面向因果感知强化学习的以对象为中心的世界模型 (Object-Centric World Models for Causality-Aware Reinforcement Learning)

World models have been developed to support sample-efficient deep reinforcement learning agents. However, it remains challenging for world models to accurately replicate environments that are high-dimensional, non-stationary, and composed of multiple objects with rich interactions since most world models learn holistic representations of all environmental components. By contrast, humans perceive the environment by decomposing it into discrete objects, facilitating efficient decision-making. Motivated by this insight, we propose \emph{Slot Transformer Imagination with CAusality-aware reinforcement learning} (STICA), a unified framework in which object-centric Transformers serve as the world model and causality-aware policy and value networks. STICA represents each observation as a set of object-centric tokens, together with tokens for the agent action and the resulting reward, enabling the world model to predict token-level dynamics and interactions.

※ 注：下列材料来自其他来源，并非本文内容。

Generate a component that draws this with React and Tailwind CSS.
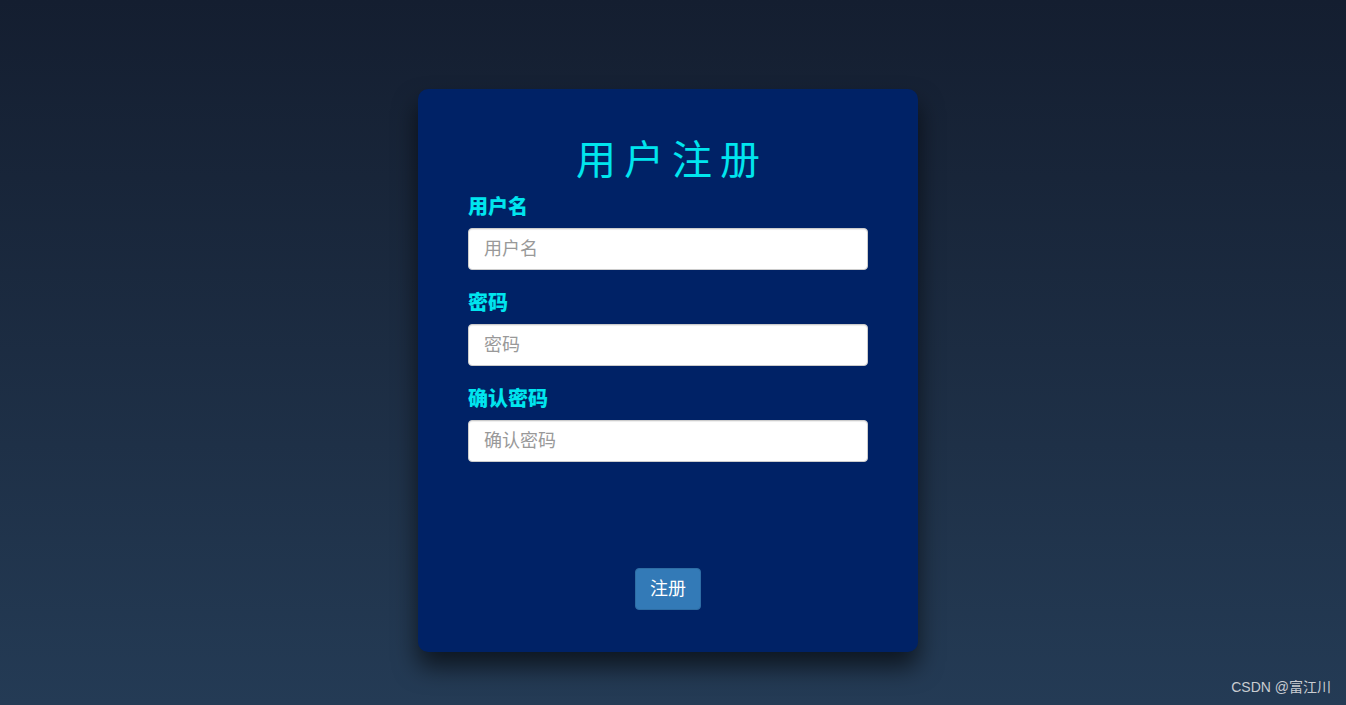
import React from 'react';

const Field = ({ label, placeholder, type = 'text', first }) => (
  <div className={first ? '' : 'mt-[21px]'}>
    <label className="block text-[20px] leading-[25px] font-black text-[#00e5ee] mb-[8px]">{label}</label>
    <input
      type={type}
      placeholder={placeholder}
      className="block w-full h-[42px] px-[15px] bg-white rounded-[4px] border border-[#cccccc] text-[18px] text-[#555] placeholder:text-[#999] outline-none shadow-[inset_0_1px_1px_rgba(0,0,0,0.075)]"
    />
  </div>
);

export default function App() {
  return (
    <div
      className="relative w-full h-[705px] flex justify-center items-start bg-gradient-to-b from-[#141e30] to-[#243b55] overflow-hidden"
      style={{ fontFamily: '"Liberation Sans", "Noto Sans CJK SC", sans-serif' }}
    >
      <div className="mt-[89px] mr-[10px] w-[500px] h-[563px] bg-[#002266] rounded-[10px] px-[50px] pt-[49px] pb-[42px] flex flex-col shadow-[0_15px_25px_rgba(0,0,0,0.6)]">
        <h2 className="text-center text-[40px] leading-[44px] tracking-[8px] text-[#00e5ee] font-normal mb-[13px] pl-[8px]">用户注册</h2>
        <Field label="用户名" placeholder="用户名" first />
        <Field label="密码" placeholder="密码" type="password" />
        <Field label="确认密码" placeholder="确认密码" type="password" />
        <div className="mt-auto flex justify-center">
          <button className="h-[42px] px-[14px] bg-[#337ab7] text-white text-[18px] rounded-[4px] border border-[#2e6da4]">注册</button>
        </div>
      </div>
      <div className="absolute right-[15px] bottom-[7px] text-[14px] text-[#c9ccd1]">CSDN @富江川</div>
    </div>
  );
}
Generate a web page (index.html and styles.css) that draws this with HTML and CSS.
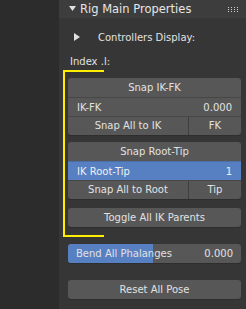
FILE: index.html
```html
<!DOCTYPE html>
<html lang="en">
<head>
    <meta charset="UTF-8">
    <meta name="viewport" content="width=device-width, initial-scale=1.0">
    <title>Rig Main Properties</title>
    <link rel="stylesheet" href="styles.css">
</head>
<body>

    <div class="region">
        <div class="panel">
            <div class="panel-header">
                <svg class="arrow-down" width="7" height="5" viewBox="0 0 7 5"><polygon points="0,0 7,0 3.5,5"/></svg>
                <span class="header-title">Rig Main Properties</span>
                <svg class="grip" width="10" height="6" viewBox="0 0 10 6">
                    <rect x="0" y="0" width="1" height="1"/><rect x="3" y="0" width="1" height="1"/><rect x="6" y="0" width="1" height="1"/><rect x="9" y="0" width="1" height="1"/>
                    <rect x="0" y="2" width="1" height="1"/><rect x="3" y="2" width="1" height="1"/><rect x="6" y="2" width="1" height="1"/><rect x="9" y="2" width="1" height="1"/>
                    <rect x="0" y="4" width="1" height="1"/><rect x="3" y="4" width="1" height="1"/><rect x="6" y="4" width="1" height="1"/><rect x="9" y="4" width="1" height="1"/>
                </svg>
            </div>

            <div class="panel-body">
                <div class="sub-row">
                    <svg class="arrow-right" width="6" height="8" viewBox="0 0 6 8"><polygon points="0,0 6,4 0,8"/></svg>
                    <span>Controllers Display:</span>
                </div>

                <div class="label-row">Index .l:</div>

                <div class="bracket">
                    <div class="group">
                        <div class="btn">Snap IK-FK</div>
                        <div class="field"><span>IK-FK</span><span>0.000</span></div>
                        <div class="split">
                            <div class="btn wide">Snap All to IK</div>
                            <div class="btn narrow">FK</div>
                        </div>
                    </div>

                    <div class="group">
                        <div class="btn">Snap Root-Tip</div>
                        <div class="field blue"><span>IK Root-Tip</span><span>1</span></div>
                        <div class="split">
                            <div class="btn wide">Snap All to Root</div>
                            <div class="btn narrow">Tip</div>
                        </div>
                    </div>

                    <div class="group toggle">
                        <div class="btn">Toggle All IK Parents</div>
                    </div>
                </div>

                <div class="group single slider">
                    <div class="slider-fill" style="width: 49%"></div>
                    <div class="field over"><span>Bend All Phalanges</span><span>0.000</span></div>
                </div>

                <div class="group single reset">
                    <div class="btn">Reset All Pose</div>
                </div>
            </div>
        </div>
    </div>

</body>
</html>
```

FILE: styles.css
```css
body { margin: 0; background-color: #2c2c2c; font-family: "DejaVu Sans", sans-serif; font-size: 10px; color: #e2e2e2; }
.region { width: 246px; height: 309px; display: flex; }
.panel { margin-left: 59px; flex: 1; background-color: #363636; }

.panel-header { height: 18px; background-color: #3d3d3d; display: flex; align-items: center; padding-left: 10px; font-size: 11.5px; color: #e6e6e6; }
.arrow-down { fill: #e0e0e0; flex-shrink: 0; margin-right: 4px; margin-top: -1px; }
.header-title { flex: 1; }
.grip { fill: #d0d0d0; margin-right: 8px; margin-top: 1px; }

.panel-body { padding: 10px 5px 0 4px; }
.sub-row { height: 18px; display: flex; align-items: center; padding-left: 11px; }
.arrow-right { fill: #e0e0e0; flex-shrink: 0; margin-right: 18px; }
.label-row { height: 14px; line-height: 14px; padding-left: 7px; margin-top: 9px; margin-bottom: 1px; }

.bracket { position: relative; border-left: 2px solid #ffee00; padding: 8px 0 10px 3px; }
.bracket::before, .bracket::after { content: ""; position: absolute; left: -2px; width: 41px; height: 2px; background-color: #ffee00; }
.bracket::before { top: 0; }
.bracket::after { bottom: 0; }

.group { border-radius: 3px; overflow: hidden; background-color: #575757; box-shadow: 0 1px 0 #2e2e2e; }
.group + .group { margin-top: 7px; }
.group.toggle { margin-top: 9px; }

.btn { height: 19px; line-height: 19px; text-align: center; }
.field { height: 19px; display: flex; align-items: center; justify-content: space-between; padding: 0 9px; border-top: 1px solid #474747; }
.group > .btn + .field { height: 18px; }
.split { display: flex; border-top: 1px solid #474747; }
.split .btn { height: 18px; line-height: 18px; }
.wide { width: 120px; border-right: 1px solid #404040; }
.narrow { flex: 1; }
.blue { background-color: #5680c2; border-top-color: #4a6fa8; color: #f0f0f0; }

.single { margin-left: 5px; }
.slider { position: relative; margin-top: 7px; height: 19px; }
.slider-fill { position: absolute; left: 0; top: 0; bottom: 0; background-color: #5680c2; }
.field.over { position: relative; border-top: none; padding: 0 8px; }
.group.reset { margin-top: 17px; }
```
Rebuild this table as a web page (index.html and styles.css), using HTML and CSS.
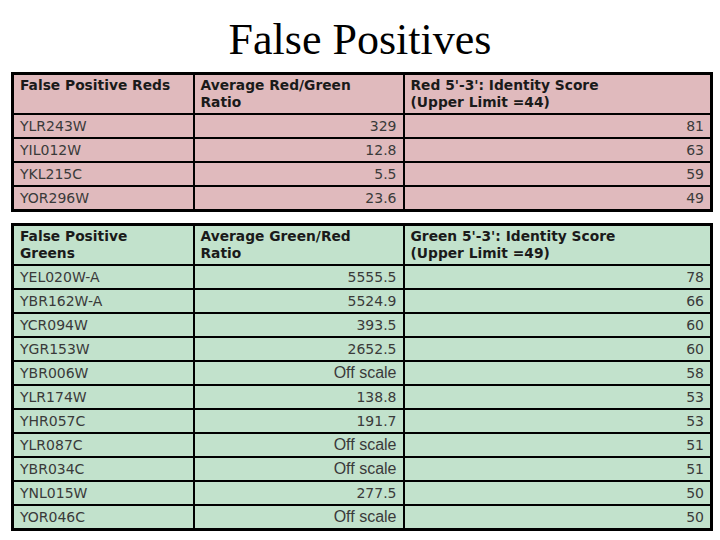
FILE: index.html
```html
<!DOCTYPE html>
<html>
<head>
<meta charset="utf-8">
<link rel="stylesheet" href="styles.css">
</head>
<body>
<h1 class="title">False Positives</h1>
<table class="data red">
  <colgroup><col class="c1"><col class="c2"><col class="c3"></colgroup>
  <tr class="head"><th>False Positive Reds</th><th>Average Red/Green<br>Ratio</th><th>Red 5'-3': Identity Score<br>(Upper Limit =44)</th></tr>
  <tr><td>YLR243W</td><td class="num">329</td><td class="num">81</td></tr>
  <tr><td>YIL012W</td><td class="num">12.8</td><td class="num">63</td></tr>
  <tr><td>YKL215C</td><td class="num">5.5</td><td class="num">59</td></tr>
  <tr><td>YOR296W</td><td class="num">23.6</td><td class="num">49</td></tr>
</table>
<table class="data green">
  <colgroup><col class="c1"><col class="c2"><col class="c3"></colgroup>
  <tr class="head"><th>False Positive<br>Greens</th><th>Average Green/Red<br>Ratio</th><th>Green 5'-3': Identity Score<br>(Upper Limit =49)</th></tr>
  <tr><td>YEL020W-A</td><td class="num">5555.5</td><td class="num">78</td></tr>
  <tr><td>YBR162W-A</td><td class="num">5524.9</td><td class="num">66</td></tr>
  <tr><td>YCR094W</td><td class="num">393.5</td><td class="num">60</td></tr>
  <tr><td>YGR153W</td><td class="num">2652.5</td><td class="num">60</td></tr>
  <tr><td>YBR006W</td><td class="num sans">Off scale</td><td class="num">58</td></tr>
  <tr><td>YLR174W</td><td class="num">138.8</td><td class="num">53</td></tr>
  <tr><td>YHR057C</td><td class="num">191.7</td><td class="num">53</td></tr>
  <tr><td>YLR087C</td><td class="num sans">Off scale</td><td class="num">51</td></tr>
  <tr><td>YBR034C</td><td class="num sans">Off scale</td><td class="num">51</td></tr>
  <tr><td>YNL015W</td><td class="num">277.5</td><td class="num">50</td></tr>
  <tr><td>YOR046C</td><td class="num sans">Off scale</td><td class="num">50</td></tr>
</table>
</body>
</html>
```
FILE: styles.css
```css
html, body {
  margin: 0;
  padding: 0;
  background: #ffffff;
}
body {
  width: 720px;
  height: 540px;
  overflow: hidden;
}
.title {
  margin: 0;
  height: 72px;
  box-sizing: border-box;
  padding-top: 15px;
  text-align: center;
  font-family: "Liberation Serif", "Times New Roman", serif;
  font-weight: normal;
  font-size: 44px;
  line-height: 50px;
  color: #000;
}
.data {
  margin-left: 11px;
  width: 699px;
  border-collapse: collapse;
  border: 3px solid #000;
  table-layout: fixed;
  font-family: "DejaVu Sans", Verdana, sans-serif;
  font-size: 14px;
  color: #3a3a3a;
}
.green {
  margin-top: 11px;
}
.c1 { width: 181px; }
.c2 { width: 210px; }
.c3 { width: 308px; }
.data th, .data td {
  border: 2px solid #000;
  padding: 0 6px 0 6px;
  overflow: hidden;
  white-space: nowrap;
}
.data th {
  height: 36px;
  text-align: left;
  vertical-align: top;
  font-weight: bold;
  font-size: 13.8px;
  color: #1a1a1a;
  line-height: 17px;
  padding-top: 2px;
  padding-bottom: 0;
}
.data td {
  height: 22px;
  line-height: 22px;
  font-weight: normal;
}
.data td.num {
  text-align: right;
}
.data td.sans {
  font-family: "Liberation Sans", Arial, sans-serif;
  font-size: 16px;
}
.red th, .red td { background: #e0babd; }
.green th, .green td { background: #c2e2cc; }
```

The policy and value networks then estimate token-level cause--effect relations and use them in the attention layers, yielding causality-guided decision-making. Experiments on object-rich benchmarks demonstrate that STICA consistently outperforms state-of-the-art agents in both sample efficiency and final performance.

翻译：世界模型已被开发用于支持样本高效的深度强化学习智能体。然而，由于大多数世界模型学习所有环境组件的整体表示，准确复现高维、非平稳且由多个具有丰富交互的对象构成的环境仍然具有挑战性。相比之下，人类通过将环境分解为离散对象来感知环境，从而促进高效决策。受此启发，我们提出了《Slot Transformer Imagination with CAusality-aware reinforcement learning》（STICA），这是一个统一框架，其中以对象为中心的Transformer作为世界模型以及因果感知的策略与价值网络。STICA将每个观测表示为一组以对象为中心的标记，连同表示智能体动作及所得奖励的标记，使世界模型能够预测标记级动态与交互。随后，策略与价值网络估计标记级因果关系，并将其用于注意力层中，实现因果引导的决策。在对象丰富的基准测试上的实验表明，STICA在样本效率和最终性能上均持续优于最先进的智能体。